_SET EXERCISE_
The first line to copy is the one with "Reproduce this screenshot"; the last is the one with "<p>Nutzen Sie dieses". Copy each line in that range exactly, leaving out all others.

Records from a collection:
## BEGIN
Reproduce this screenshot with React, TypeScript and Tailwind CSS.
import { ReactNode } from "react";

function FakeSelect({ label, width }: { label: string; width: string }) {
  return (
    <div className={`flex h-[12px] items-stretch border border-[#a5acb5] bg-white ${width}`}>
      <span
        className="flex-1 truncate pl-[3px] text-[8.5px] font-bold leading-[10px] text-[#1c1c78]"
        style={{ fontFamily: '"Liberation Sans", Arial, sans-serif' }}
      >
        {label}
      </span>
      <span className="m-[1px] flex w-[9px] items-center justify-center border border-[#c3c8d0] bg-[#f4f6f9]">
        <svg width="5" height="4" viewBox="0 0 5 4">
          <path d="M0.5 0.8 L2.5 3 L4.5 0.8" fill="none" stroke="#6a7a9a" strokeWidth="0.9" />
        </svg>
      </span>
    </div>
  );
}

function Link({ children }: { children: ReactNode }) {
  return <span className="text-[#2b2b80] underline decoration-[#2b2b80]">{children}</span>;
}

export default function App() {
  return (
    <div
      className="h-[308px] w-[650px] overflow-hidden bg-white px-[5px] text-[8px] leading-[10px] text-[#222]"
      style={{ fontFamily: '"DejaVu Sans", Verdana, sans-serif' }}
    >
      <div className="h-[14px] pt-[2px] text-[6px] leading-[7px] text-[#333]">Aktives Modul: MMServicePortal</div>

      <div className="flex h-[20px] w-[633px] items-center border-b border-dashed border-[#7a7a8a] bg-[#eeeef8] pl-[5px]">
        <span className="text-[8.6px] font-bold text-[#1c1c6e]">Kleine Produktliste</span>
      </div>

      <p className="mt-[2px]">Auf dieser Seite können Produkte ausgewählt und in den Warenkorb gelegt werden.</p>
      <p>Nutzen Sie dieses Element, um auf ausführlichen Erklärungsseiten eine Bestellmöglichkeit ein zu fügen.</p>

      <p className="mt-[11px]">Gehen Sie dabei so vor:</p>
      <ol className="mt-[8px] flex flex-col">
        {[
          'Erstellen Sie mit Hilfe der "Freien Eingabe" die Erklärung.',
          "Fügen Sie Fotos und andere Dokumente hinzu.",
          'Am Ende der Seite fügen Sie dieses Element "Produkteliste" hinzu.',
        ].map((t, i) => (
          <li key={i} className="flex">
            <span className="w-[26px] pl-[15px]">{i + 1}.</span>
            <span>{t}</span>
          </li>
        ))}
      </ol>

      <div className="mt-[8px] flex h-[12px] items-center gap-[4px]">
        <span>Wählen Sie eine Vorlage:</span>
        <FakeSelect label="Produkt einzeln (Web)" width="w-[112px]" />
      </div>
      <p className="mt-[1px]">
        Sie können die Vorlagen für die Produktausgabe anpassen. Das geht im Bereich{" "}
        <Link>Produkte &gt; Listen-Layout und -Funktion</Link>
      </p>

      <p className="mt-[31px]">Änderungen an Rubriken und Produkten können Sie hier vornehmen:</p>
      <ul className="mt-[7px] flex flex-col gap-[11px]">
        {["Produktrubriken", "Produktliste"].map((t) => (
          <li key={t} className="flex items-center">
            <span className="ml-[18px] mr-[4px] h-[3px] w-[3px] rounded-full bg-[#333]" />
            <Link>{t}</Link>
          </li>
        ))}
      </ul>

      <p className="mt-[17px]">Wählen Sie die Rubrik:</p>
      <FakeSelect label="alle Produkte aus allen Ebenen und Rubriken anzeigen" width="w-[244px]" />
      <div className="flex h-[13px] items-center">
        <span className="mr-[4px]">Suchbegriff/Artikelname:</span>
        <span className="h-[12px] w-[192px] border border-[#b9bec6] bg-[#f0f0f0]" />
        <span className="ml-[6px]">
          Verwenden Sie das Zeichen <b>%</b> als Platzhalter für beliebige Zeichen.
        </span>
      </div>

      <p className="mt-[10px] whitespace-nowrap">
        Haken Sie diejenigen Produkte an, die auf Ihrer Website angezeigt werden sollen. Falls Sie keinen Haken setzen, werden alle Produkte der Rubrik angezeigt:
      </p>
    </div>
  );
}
## END
## BEGIN
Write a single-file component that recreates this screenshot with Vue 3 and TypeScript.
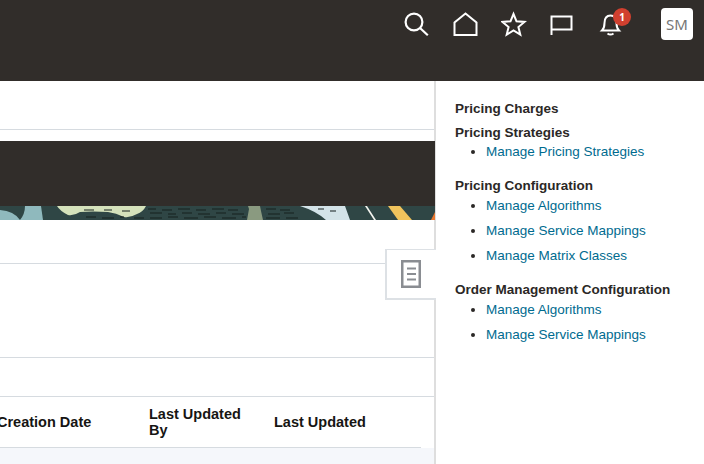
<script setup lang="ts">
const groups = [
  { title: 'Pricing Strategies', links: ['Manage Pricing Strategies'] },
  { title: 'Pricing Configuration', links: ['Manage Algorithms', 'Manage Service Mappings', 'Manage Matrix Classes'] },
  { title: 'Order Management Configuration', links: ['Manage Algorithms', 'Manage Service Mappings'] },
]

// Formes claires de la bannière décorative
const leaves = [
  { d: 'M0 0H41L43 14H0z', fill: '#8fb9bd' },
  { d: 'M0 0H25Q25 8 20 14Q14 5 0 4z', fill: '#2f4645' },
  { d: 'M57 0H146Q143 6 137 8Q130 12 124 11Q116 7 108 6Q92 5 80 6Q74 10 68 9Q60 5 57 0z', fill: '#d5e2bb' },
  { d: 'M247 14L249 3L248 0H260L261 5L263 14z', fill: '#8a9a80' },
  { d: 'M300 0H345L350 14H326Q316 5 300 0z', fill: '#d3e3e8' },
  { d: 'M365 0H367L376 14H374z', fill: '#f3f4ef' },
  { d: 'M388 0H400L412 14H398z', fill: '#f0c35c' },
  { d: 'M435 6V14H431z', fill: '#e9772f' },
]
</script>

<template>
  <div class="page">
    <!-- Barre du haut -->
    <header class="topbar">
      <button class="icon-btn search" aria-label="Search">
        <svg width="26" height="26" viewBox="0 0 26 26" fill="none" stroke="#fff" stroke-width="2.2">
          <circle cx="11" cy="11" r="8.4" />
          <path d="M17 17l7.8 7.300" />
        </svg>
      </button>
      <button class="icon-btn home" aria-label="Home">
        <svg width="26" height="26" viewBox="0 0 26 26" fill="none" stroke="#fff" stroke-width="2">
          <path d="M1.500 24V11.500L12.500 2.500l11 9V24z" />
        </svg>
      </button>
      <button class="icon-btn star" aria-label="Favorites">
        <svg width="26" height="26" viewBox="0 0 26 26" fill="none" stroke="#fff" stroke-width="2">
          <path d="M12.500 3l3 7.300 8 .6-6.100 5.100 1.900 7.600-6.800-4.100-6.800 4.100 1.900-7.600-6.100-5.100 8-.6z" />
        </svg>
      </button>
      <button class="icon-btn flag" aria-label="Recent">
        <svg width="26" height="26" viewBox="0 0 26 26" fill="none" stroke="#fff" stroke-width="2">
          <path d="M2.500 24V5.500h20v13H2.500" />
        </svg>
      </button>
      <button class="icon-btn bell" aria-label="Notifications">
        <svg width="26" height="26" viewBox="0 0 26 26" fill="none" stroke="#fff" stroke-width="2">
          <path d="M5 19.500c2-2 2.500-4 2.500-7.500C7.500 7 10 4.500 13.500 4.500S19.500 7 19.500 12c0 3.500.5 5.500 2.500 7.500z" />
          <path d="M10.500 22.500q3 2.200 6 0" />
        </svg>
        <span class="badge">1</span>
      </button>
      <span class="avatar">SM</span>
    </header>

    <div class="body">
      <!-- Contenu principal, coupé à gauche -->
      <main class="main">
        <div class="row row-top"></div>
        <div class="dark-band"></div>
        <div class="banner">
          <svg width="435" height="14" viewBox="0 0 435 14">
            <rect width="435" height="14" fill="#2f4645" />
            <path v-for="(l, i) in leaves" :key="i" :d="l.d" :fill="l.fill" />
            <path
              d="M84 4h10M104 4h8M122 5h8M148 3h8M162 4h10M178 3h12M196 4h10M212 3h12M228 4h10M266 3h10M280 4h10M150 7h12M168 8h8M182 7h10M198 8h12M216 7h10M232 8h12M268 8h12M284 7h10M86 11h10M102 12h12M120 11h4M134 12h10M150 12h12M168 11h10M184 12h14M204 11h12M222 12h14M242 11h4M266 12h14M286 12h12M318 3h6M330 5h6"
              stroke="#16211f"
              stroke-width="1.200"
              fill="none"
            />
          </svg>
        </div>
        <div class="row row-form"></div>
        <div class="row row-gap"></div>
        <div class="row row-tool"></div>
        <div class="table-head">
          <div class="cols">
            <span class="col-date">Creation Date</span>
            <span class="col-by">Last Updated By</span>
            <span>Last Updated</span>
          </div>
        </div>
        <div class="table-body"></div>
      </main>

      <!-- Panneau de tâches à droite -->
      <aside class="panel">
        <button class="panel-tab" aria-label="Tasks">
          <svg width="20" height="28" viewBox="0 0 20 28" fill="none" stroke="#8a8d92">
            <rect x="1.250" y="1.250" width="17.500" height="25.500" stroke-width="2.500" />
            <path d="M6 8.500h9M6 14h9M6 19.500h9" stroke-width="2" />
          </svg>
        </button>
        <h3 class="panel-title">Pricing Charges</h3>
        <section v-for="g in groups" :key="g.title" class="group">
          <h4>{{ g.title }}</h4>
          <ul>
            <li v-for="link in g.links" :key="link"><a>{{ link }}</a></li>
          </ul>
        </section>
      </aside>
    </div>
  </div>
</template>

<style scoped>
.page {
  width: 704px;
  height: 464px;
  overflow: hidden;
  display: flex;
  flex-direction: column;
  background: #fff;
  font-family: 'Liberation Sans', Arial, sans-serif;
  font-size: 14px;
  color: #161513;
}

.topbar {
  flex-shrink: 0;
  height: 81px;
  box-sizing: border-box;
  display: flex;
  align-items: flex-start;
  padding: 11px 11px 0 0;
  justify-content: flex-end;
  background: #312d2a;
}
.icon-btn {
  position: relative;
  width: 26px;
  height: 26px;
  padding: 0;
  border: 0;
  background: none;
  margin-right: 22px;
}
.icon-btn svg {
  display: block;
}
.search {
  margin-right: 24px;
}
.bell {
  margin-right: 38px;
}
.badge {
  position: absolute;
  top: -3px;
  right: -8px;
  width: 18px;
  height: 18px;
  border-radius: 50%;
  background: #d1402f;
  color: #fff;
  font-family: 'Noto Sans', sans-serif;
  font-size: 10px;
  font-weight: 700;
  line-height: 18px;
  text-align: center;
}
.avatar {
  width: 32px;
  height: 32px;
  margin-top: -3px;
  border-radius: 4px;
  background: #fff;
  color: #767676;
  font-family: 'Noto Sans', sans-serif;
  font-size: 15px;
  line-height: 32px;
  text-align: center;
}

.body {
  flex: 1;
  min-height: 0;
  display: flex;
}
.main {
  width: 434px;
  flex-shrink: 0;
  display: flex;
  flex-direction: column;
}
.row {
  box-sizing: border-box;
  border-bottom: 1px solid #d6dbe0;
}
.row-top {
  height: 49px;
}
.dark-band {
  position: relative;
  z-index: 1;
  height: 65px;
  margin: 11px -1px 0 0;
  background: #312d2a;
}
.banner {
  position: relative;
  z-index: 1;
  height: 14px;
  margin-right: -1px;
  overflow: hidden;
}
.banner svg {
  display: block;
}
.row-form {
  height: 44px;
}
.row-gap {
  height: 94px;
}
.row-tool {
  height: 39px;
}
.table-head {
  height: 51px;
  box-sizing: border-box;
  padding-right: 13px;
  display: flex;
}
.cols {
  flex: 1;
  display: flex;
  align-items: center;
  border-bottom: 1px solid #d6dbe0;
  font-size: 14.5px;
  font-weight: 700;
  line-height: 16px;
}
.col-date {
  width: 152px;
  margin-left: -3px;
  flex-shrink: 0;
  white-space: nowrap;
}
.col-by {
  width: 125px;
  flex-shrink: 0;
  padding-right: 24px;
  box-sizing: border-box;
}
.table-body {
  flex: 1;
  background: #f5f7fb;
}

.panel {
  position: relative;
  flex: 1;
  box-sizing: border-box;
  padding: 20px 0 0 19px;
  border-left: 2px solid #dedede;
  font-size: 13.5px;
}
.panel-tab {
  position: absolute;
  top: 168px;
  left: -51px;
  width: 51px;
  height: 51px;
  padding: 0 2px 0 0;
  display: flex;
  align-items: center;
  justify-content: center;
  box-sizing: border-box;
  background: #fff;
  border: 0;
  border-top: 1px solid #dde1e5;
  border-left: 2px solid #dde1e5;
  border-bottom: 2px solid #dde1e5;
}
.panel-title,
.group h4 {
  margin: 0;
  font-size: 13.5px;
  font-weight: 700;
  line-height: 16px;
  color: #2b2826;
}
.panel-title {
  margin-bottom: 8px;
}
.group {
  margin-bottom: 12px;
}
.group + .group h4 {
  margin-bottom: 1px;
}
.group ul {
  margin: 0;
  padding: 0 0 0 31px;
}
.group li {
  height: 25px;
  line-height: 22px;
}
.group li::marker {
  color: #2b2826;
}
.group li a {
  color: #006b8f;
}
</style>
## END
_COMPLETED EXERCISE_
Reproduce this screenshot with React, TypeScript and Tailwind CSS.
import { ReactNode } from "react";

function FakeSelect({ label, width }: { label: string; width: string }) {
  return (
    <div className={`flex h-[12px] items-stretch border border-[#a5acb5] bg-white ${width}`}>
      <span
        className="flex-1 truncate pl-[3px] text-[8.5px] font-bold leading-[10px] text-[#1c1c78]"
        style={{ fontFamily: '"Liberation Sans", Arial, sans-serif' }}
      >
        {label}
      </span>
      <span className="m-[1px] flex w-[9px] items-center justify-center border border-[#c3c8d0] bg-[#f4f6f9]">
        <svg width="5" height="4" viewBox="0 0 5 4">
          <path d="M0.5 0.8 L2.5 3 L4.5 0.8" fill="none" stroke="#6a7a9a" strokeWidth="0.9" />
        </svg>
      </span>
    </div>
  );
}

function Link({ children }: { children: ReactNode }) {
  return <span className="text-[#2b2b80] underline decoration-[#2b2b80]">{children}</span>;
}

export default function App() {
  return (
    <div
      className="h-[308px] w-[650px] overflow-hidden bg-white px-[5px] text-[8px] leading-[10px] text-[#222]"
      style={{ fontFamily: '"DejaVu Sans", Verdana, sans-serif' }}
    >
      <div className="h-[14px] pt-[2px] text-[6px] leading-[7px] text-[#333]">Aktives Modul: MMServicePortal</div>

      <div className="flex h-[20px] w-[633px] items-center border-b border-dashed border-[#7a7a8a] bg-[#eeeef8] pl-[5px]">
        <span className="text-[8.6px] font-bold text-[#1c1c6e]">Kleine Produktliste</span>
      </div>

      <p className="mt-[2px]">Auf dieser Seite können Produkte ausgewählt und in den Warenkorb gelegt werden.</p>
      <p>Nutzen Sie dieses Element, um auf ausführlichen Erklärungsseiten eine Bestellmöglichkeit ein zu fügen.</p>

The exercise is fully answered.